Task objective
Extract each line bearing the word "components".

Dataset records
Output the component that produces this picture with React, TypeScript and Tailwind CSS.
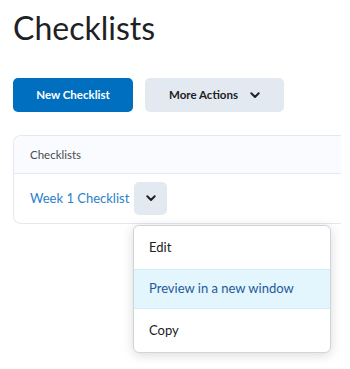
import React from "react";

const Chevron: React.FC<{ className?: string }> = ({ className }) => (
  <svg viewBox="0 0 10 7" className={className} fill="none">
    <path
      d="M1.3 1.3l3.7 3.7 3.7-3.7"
      stroke="currentColor"
      strokeWidth="2"
      strokeLinecap="round"
      strokeLinejoin="round"
    />
  </svg>
);

const App: React.FC = () => {
  const menu = [
    { label: "Edit", active: false },
    { label: "Preview in a new window", active: true },
    { label: "Copy", active: false },
  ];

  return (
    <div className="w-[350px] h-[369px] bg-white overflow-hidden font-['Lato',sans-serif] pl-[13px] pt-[8px]">
      <h1 className="text-[32px] leading-[40px] text-[#202122] font-normal">
        Checklists
      </h1>

      {/* Action buttons */}
      <div className="flex gap-[12px] mt-[30px]">
        <button className="w-[120px] h-[34px] rounded-[5px] bg-[#006fbf] text-white text-[11.5px] font-bold">
          New Checklist
        </button>
        <button className="w-[139px] h-[34px] rounded-[5px] bg-[#e3e9f1] text-[#202122] text-[11.5px] font-bold flex items-center justify-center gap-[12px]">
          More Actions
          <Chevron className="w-[10px] h-[7px] text-[#202122]" />
        </button>
      </div>

      {/* Table */}
      <div className="relative mt-[23px] w-[328px]">
        <div className="border border-r-0 border-[#e3e9f1] rounded-l-[8px]">
          <div className="h-[38px] bg-[#f9fbff] border-b border-[#e3e9f1] rounded-tl-[8px] flex items-center pl-[16px] text-[11.5px] text-[#494c4e]">
            Checklists
          </div>
          <div className="h-[49px] flex items-center pl-[16px]">
            <span className="text-[13px] text-[#2c7fc9]">
              Week 1 Checklist
            </span>
            <span className="ml-[5px] w-[33px] h-[33px] rounded-[5px] bg-[#e3e9f1] flex items-center justify-center">
              <Chevron className="w-[10px] h-[7px] text-[#202122]" />
            </span>
          </div>
        </div>

        {/* Dropdown menu */}
        <div className="absolute left-[120px] top-[90px] w-[198px] bg-white border border-[#cdd5dc] rounded-[6px] shadow-[0_2px_12px_rgba(0,0,0,0.15)] overflow-hidden">
          {menu.map((item, i) => (
            <div
              key={item.label}
              className={`flex items-center pl-[15px] text-[13px] ${
                i === 1 ? "h-[40px]" : "h-[43px]"
              } ${
                item.active
                  ? "bg-[#e3f5fd] text-[#1e5a9a] border-y border-[#d3ecf9]"
                  : "text-[#202122]"
              }`}
            >
              {item.label}
            </div>
          ))}
        </div>
      </div>
    </div>
  );
};

export default App;
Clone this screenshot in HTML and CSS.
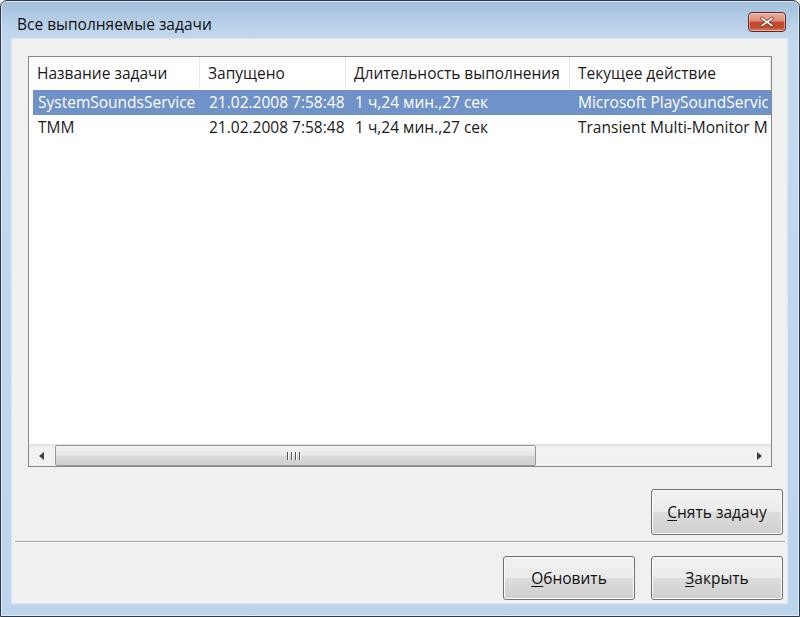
FILE: index.html
```html
<!DOCTYPE html>
<html lang="ru">
<head>
<meta charset="utf-8">
<title>Все выполняемые задачи</title>
<link rel="stylesheet" href="styles.css">
</head>
<body>
<div class="window">
  <div class="titlebar">
    <span class="title">Все выполняемые задачи</span>
    <button class="close" aria-label="Закрыть">
      <svg width="16" height="12" viewBox="0 0 16 12"><path d="M3 1 L8 4.5 L13 1 L15 2.5 L10 6 L15 9.5 L13 11 L8 7.5 L3 11 L1 9.5 L6 6 L1 2.5 Z" fill="#fff" stroke="#6b2317" stroke-width="0.8" stroke-linejoin="round"/></svg>
    </button>
  </div>
  <div class="client">
    <div class="listview">
      <div class="header">
        <div class="hcell c1">Название задачи</div>
        <div class="hcell c2">Запущено</div>
        <div class="hcell c3">Длительность выполнения</div>
        <div class="hcell c4">Текущее действие</div>
      </div>
      <div class="row selected">
        <div class="cell c1">SystemSoundsService</div>
        <div class="cell c2">21.02.2008 7:58:48</div>
        <div class="cell c3">1 ч,24 мин.,27 сек</div>
        <div class="cell c4">Microsoft PlaySoundServic</div>
      </div>
      <div class="row">
        <div class="cell c1">TMM</div>
        <div class="cell c2">21.02.2008 7:58:48</div>
        <div class="cell c3">1 ч,24 мин.,27 сек</div>
        <div class="cell c4">Transient Multi-Monitor M</div>
      </div>
      <div class="spacer"></div>
      <div class="hscroll">
        <div class="arrow left"><svg width="6" height="8" viewBox="0 0 6 8"><path d="M5 0 L5 8 L0 4 Z" fill="#404040"/></svg></div>
        <div class="track">
          <div class="thumb"><span class="grip"><i></i><i></i><i></i><i></i></span></div>
        </div>
        <div class="arrow right"><svg width="6" height="8" viewBox="0 0 6 8"><path d="M0 0 L0 8 L5 4 Z" fill="#404040"/></svg></div>
      </div>
    </div>
    <div class="actions top">
      <button class="btn"><u>С</u>нять задачу</button>
    </div>
    <div class="separator"></div>
    <div class="actions bottom">
      <button class="btn"><u>О</u>бновить</button>
      <button class="btn"><u>З</u>акрыть</button>
    </div>
  </div>
</div>
</body>
</html>
```

FILE: styles.css
```css
html, body {
  margin: 0;
  padding: 0;
  background: #ffffff;
}
body {
  width: 800px;
  height: 617px;
  overflow: hidden;
  font-family: "Open Sans", "Noto Sans", sans-serif;
}
.window {
  box-sizing: border-box;
  width: 800px;
  height: 617px;
  border: 1px solid #2c3a4a;
  border-radius: 7px 7px 0 0;
  background: linear-gradient(180deg, #a3bedb 0px, #b4cde7 18px, #c4d9ee 38px, #bcd4ec 100%);
  box-shadow: inset 0 0 0 1px #dfeaf6;
  display: flex;
  flex-direction: column;
}
.titlebar {
  height: 37px;
  box-sizing: border-box;
  display: flex;
  align-items: center;
  justify-content: space-between;
  padding: 8px 13px 0 16px;
  flex: none;
}
.title {
  font-family: "Open Sans", sans-serif;
  font-size: 15.5px;
  color: #111;
  letter-spacing: 0;
}
.close {
  width: 38px;
  height: 20px;
  padding: 0;
  border: 1px solid #5e2a22;
  border-radius: 4px;
  background: linear-gradient(180deg, #eab2a2 0%, #dc8b74 45%, #c34a2f 50%, #c04a30 80%, #e2876a 100%);
  box-shadow: inset 0 0 0 1px rgba(255,220,210,0.5);
  display: flex;
  align-items: center;
  justify-content: center;
  margin-top: -4px;
}
.client {
  flex: 1;
  margin: 0 11px 12px 10px;
  background: #f0f0f0;
  border: 1px solid #dde6f0;
  display: flex;
  flex-direction: column;
}
.listview {
  margin: 17px 15px 0 16px;
  height: 411px;
  box-sizing: border-box;
  border: 1px solid #828790;
  background: #fff;
  display: flex;
  flex-direction: column;
  font-size: 15.5px;
  color: #1a1a1a;
}
.header {
  height: 32px;
  display: flex;
  flex: none;
}
.hcell {
  box-sizing: border-box;
  border-right: 1px solid #e6e8eb;
  padding-left: 8px;
  line-height: 32px;
  white-space: nowrap;
  overflow: hidden;
}
.c1 { width: 171px; }
.c2 { width: 146px; }
.c3 { width: 224px; }
.c4 { width: 201px; }
.row {
  height: 25px;
  display: flex;
  flex: none;
  margin: 0 0 0 4px;
}
.row .c1 { width: 167px; }
.row.selected {
  margin-top: 1px;
  background: #6f92c8;
  color: #fff;
}
.cell {
  box-sizing: border-box;
  padding-left: 5px;
  line-height: 25px;
  white-space: nowrap;
  overflow: hidden;
}
.row .c2 { padding-left: 9px; }
.row .c3 { padding-left: 9px; }
.row .c4 { padding-left: 8px; width: 198px; }
.spacer { flex: 1; }
.hscroll {
  height: 21px;
  flex: none;
  display: flex;
  background: linear-gradient(180deg, #e4e4e4 0, #f2f2f2 3px, #f0f0f0 100%);
  border-top: 1px solid #e0e0e0;
}
.arrow {
  width: 26px;
  display: flex;
  align-items: center;
  justify-content: center;
  flex: none;
}
.arrow.right { width: 22px; }
.track {
  flex: 1;
  display: flex;
}
.thumb {
  width: 481px;
  box-sizing: border-box;
  border: 1px solid #979797;
  border-radius: 2px;
  background: linear-gradient(180deg, #f3f3f3 0%, #e8e8e8 45%, #d8d8d8 55%, #cfcfcf 100%);
  display: flex;
  align-items: center;
  justify-content: center;
}
.grip {
  display: flex;
  gap: 2px;
  margin-right: 4px;
}
.grip i {
  display: block;
  width: 1px;
  height: 8px;
  background: #555;
  border-right: 1px solid #fff;
}
.actions {
  display: flex;
  justify-content: flex-end;
  gap: 16px;
  margin-right: 4px;
}
.actions.top { margin-top: 22px; }
.actions.bottom { margin-top: 13px; }
.btn {
  width: 132px;
  height: 46px;
  box-sizing: border-box;
  border: 1px solid #707070;
  border-radius: 3px;
  background: linear-gradient(180deg, #f2f2f2 0%, #ebebeb 49%, #dddddd 50%, #cfcfcf 100%);
  box-shadow: inset 0 0 0 1px #fcfcfc;
  font-family: "Open Sans", sans-serif;
  font-size: 15.5px;
  color: #111;
  padding: 0;
}
.actions.bottom .btn { height: 44px; }
.btn u { text-decoration-thickness: 1px; text-underline-offset: 2px; }
.separator {
  margin: 6px 2px 0 3px;
  height: 1px;
  background: #a0a0a0;
  border-bottom: 1px solid #ffffff;
}
```
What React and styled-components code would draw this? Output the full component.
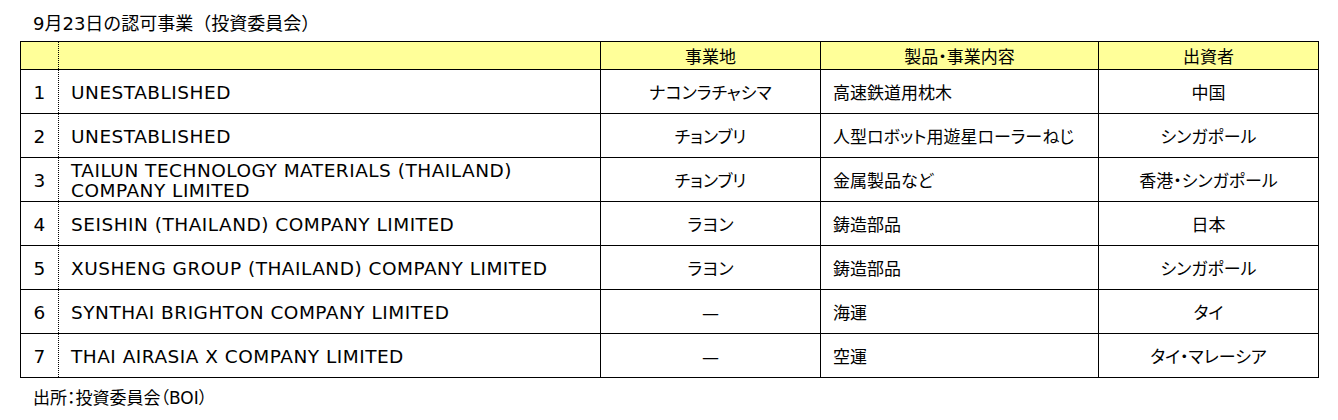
import React from 'react';
import styled, { createGlobalStyle } from 'styled-components';

const GlobalStyle = createGlobalStyle`
	body {
		margin: 0;
		background: #ffffff;
		font-family: "DejaVu Sans", "Noto Sans CJK JP", sans-serif;
		color: #000000;
	}
`

const Page = styled.div`
	padding: 12px 20px 0 20px;
	width: 1298px;
`

const Caption = styled.p`
	margin: 0 0 5px 13px;
	font-size: 18px;
	line-height: 24px;
`

const Table = styled.table`
	border-collapse: collapse;
	table-layout: fixed;
	width: 1298px;
	font-size: 17px;
	font-feature-settings: "palt";
`

const HeadCell = styled.th`
	background: #ffff99;
	border: 1px solid #000000;
	height: 27px;
	padding: 0;
	font-weight: normal;
	text-align: center;
	border-left-style: ${props => props.dotted ? 'dotted' : 'solid'};
	border-right-style: ${props => props.dottedRight ? 'dotted' : 'solid'};
`

const Cell = styled.td`
	border: 1px solid #000000;
	height: 40px;
	padding: 3px ${props => props.align === 'left' ? '12px' : '4px'} 0;
	text-align: ${props => props.align || 'center'};
	line-height: 20px;
	vertical-align: middle;
	border-left-style: ${props => props.dotted ? 'dotted' : 'solid'};
	border-right-style: ${props => props.dottedRight ? 'dotted' : 'solid'};
`

const NameCell = styled(Cell)`
	font-size: 18.5px;
	letter-spacing: ${props => props.wide ? '0.5px' : '0'};
`

const Source = styled.p`
	margin: 8px 0 0 13px;
	font-size: 17px;
	line-height: 24px;
	font-feature-settings: "palt";
`

const rows = [
	{ name: 'UNESTABLISHED', place: 'ナコンラチャシマ', product: '高速鉄道用枕木', investor: '中国' },
	{ name: 'UNESTABLISHED', place: 'チョンブリ', product: '人型ロボット用遊星ローラーねじ', investor: 'シンガポール' },
	{ name: ['TAILUN TECHNOLOGY MATERIALS (THAILAND)', 'COMPANY LIMITED'], place: 'チョンブリ', product: '金属製品など', investor: '香港・シンガポール' },
	{ name: 'SEISHIN (THAILAND) COMPANY LIMITED', place: 'ラヨン', product: '鋳造部品', investor: '日本' },
	{ name: 'XUSHENG GROUP (THAILAND) COMPANY LIMITED', place: 'ラヨン', product: '鋳造部品', investor: 'シンガポール' },
	{ name: 'SYNTHAI BRIGHTON COMPANY LIMITED', place: '—', product: '海運', investor: 'タイ' },
	{ name: 'THAI AIRASIA X COMPANY LIMITED', place: '—', product: '空運', investor: 'タイ・マレーシア' },
]

const App = () => (
	<Page>
		<GlobalStyle />
		<Caption>9月23日の認可事業（投資委員会）</Caption>
		<Table>
			<colgroup>
				<col style={{ width: 38 }} />
				<col style={{ width: 542 }} />
				<col style={{ width: 220 }} />
				<col style={{ width: 278 }} />
				<col style={{ width: 220 }} />
			</colgroup>
			<thead>
				<tr>
					<HeadCell dottedRight></HeadCell>
					<HeadCell dotted></HeadCell>
					<HeadCell>事業地</HeadCell>
					<HeadCell>製品・事業内容</HeadCell>
					<HeadCell>出資者</HeadCell>
				</tr>
			</thead>
			<tbody>
				{rows.map((row, i) => (
					<tr key={i}>
						<NameCell dottedRight>{i + 1}</NameCell>
						<NameCell dotted wide align="left">
							{Array.isArray(row.name)
								? row.name.map((line, j) => <div key={j}>{line}</div>)
								: row.name}
						</NameCell>
						<Cell>{row.place}</Cell>
						<Cell align="left">{row.product}</Cell>
						<Cell>{row.investor}</Cell>
					</tr>
				))}
			</tbody>
		</Table>
		<Source>出所：投資委員会（BOI）</Source>
	</Page>
)

export default App;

Solution for this problem
What React and styled-components code would draw this? Output the full component.
import styled, { createGlobalStyle } from 'styled-components';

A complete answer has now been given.